- _Data section_:
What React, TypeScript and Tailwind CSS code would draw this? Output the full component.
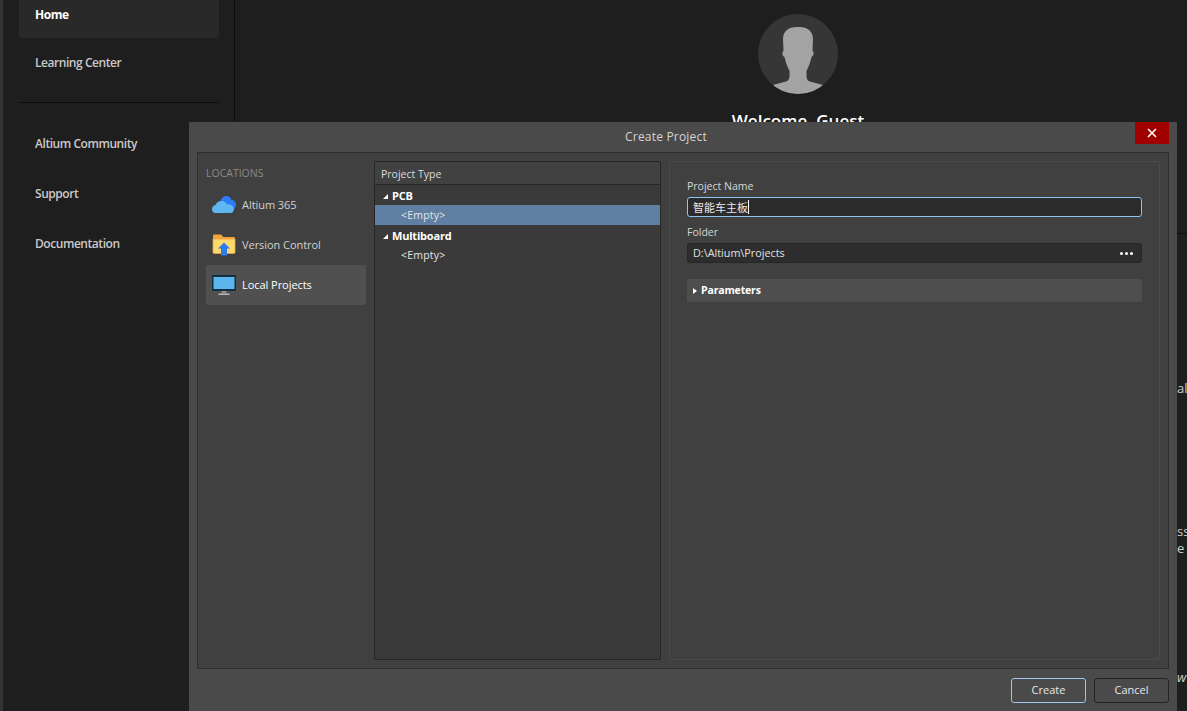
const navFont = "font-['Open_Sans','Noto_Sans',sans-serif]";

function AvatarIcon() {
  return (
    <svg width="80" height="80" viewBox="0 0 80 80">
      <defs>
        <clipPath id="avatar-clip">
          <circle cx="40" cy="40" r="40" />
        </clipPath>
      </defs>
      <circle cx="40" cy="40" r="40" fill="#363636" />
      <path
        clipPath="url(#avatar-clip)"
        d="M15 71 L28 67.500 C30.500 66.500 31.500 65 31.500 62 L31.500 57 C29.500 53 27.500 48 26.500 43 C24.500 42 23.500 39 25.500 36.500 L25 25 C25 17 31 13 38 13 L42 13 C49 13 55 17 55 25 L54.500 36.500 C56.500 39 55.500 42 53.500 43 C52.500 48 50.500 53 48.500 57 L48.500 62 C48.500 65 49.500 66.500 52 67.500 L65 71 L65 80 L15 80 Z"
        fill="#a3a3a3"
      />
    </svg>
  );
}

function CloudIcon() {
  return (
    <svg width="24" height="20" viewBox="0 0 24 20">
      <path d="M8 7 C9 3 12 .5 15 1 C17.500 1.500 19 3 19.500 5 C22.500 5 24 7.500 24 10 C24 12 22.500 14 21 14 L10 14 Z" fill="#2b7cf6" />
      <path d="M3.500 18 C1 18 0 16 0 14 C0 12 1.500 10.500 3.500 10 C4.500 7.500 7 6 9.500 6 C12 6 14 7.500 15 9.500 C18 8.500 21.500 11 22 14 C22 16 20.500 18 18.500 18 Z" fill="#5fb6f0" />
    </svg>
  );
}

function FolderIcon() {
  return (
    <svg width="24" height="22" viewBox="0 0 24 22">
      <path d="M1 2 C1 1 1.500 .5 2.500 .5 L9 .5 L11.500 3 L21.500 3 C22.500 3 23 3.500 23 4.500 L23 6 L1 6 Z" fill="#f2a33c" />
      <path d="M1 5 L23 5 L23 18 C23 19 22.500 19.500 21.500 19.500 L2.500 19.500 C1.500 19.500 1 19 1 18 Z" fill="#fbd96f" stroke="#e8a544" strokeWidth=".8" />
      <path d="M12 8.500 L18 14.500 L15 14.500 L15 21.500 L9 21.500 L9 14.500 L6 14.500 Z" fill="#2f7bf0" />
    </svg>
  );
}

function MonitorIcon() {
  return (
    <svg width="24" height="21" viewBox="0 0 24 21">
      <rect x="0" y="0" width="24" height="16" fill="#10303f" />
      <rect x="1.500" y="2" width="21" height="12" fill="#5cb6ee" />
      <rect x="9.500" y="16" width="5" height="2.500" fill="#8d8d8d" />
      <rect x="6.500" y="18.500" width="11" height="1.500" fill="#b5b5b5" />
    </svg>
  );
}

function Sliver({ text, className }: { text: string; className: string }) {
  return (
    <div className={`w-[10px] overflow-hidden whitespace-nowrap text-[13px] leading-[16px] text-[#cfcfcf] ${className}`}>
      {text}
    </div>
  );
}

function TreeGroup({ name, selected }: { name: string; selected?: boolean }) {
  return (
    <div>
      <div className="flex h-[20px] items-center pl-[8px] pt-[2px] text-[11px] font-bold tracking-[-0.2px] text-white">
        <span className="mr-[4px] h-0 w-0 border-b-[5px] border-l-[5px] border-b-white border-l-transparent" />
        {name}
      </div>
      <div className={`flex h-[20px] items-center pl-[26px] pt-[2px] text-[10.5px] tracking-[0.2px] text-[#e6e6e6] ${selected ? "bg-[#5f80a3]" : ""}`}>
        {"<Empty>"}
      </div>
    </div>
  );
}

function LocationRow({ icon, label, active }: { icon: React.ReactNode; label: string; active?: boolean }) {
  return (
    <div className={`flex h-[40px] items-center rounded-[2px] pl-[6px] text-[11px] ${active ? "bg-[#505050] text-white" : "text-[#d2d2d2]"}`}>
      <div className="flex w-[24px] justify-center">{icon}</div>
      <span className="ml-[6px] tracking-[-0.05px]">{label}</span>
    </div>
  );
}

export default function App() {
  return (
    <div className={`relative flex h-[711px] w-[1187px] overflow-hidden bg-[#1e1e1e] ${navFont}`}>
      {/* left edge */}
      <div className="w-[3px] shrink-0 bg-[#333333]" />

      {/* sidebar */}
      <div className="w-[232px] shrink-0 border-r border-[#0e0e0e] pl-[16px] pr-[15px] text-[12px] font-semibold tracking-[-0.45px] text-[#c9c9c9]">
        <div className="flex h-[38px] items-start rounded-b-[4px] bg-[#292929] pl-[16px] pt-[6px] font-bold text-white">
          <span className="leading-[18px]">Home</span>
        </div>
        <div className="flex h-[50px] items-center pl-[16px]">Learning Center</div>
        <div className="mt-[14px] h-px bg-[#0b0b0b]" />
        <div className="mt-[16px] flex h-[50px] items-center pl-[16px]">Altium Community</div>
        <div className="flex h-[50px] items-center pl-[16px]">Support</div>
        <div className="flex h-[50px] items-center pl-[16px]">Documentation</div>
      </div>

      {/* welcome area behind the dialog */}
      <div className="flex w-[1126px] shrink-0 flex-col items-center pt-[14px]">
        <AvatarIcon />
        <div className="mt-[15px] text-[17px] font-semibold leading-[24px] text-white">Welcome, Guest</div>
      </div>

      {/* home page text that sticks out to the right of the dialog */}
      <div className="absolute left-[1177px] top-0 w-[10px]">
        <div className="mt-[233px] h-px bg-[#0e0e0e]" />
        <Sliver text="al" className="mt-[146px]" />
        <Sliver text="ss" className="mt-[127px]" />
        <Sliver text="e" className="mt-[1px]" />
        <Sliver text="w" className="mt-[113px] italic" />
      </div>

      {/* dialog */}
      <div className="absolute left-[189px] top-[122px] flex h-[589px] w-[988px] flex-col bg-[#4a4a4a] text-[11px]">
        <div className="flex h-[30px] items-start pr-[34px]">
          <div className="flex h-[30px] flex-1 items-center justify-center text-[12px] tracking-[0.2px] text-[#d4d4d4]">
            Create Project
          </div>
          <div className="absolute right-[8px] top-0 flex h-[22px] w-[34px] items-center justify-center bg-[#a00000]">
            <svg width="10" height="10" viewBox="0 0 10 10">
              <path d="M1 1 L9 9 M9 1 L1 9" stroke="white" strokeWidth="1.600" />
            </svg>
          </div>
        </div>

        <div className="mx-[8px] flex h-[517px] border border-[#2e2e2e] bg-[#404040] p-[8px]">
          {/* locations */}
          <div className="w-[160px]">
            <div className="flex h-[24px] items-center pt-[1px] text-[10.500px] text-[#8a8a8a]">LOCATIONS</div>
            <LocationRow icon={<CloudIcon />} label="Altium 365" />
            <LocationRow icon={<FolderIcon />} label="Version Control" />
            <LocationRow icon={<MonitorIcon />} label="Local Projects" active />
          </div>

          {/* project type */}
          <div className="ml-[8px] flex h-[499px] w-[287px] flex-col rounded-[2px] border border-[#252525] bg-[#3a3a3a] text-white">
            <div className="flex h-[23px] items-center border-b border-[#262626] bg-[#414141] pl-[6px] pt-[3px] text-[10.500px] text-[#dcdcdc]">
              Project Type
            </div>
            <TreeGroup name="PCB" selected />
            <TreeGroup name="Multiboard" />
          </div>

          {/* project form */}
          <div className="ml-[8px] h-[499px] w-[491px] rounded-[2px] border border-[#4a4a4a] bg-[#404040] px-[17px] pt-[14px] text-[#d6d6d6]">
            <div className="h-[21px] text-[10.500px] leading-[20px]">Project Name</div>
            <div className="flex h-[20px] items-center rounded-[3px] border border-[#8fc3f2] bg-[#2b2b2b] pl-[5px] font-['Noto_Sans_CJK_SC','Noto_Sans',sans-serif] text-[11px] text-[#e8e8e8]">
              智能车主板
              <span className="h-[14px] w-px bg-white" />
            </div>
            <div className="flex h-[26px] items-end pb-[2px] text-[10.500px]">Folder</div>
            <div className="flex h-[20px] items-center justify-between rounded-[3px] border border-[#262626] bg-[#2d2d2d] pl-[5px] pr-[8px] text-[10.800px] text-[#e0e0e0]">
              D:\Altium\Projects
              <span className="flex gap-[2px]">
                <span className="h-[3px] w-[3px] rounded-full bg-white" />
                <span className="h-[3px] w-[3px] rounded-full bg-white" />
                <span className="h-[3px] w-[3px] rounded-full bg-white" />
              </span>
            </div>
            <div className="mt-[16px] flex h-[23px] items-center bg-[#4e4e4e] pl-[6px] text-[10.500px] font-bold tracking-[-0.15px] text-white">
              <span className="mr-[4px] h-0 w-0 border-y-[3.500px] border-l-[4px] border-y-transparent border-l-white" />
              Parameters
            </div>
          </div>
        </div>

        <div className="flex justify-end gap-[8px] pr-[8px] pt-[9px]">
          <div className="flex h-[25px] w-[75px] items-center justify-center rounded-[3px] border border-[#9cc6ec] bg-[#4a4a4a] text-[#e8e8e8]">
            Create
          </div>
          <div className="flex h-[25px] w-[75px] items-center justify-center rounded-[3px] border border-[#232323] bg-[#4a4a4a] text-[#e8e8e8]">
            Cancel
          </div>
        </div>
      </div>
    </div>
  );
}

- _Problem_: Filter the listing above by the word "React"; copy each line that passes.

- _Solution_:
What React, TypeScript and Tailwind CSS code would draw this? Output the full component.
function LocationRow({ icon, label, active }: { icon: React.ReactNode; label: string; active?: boolean }) {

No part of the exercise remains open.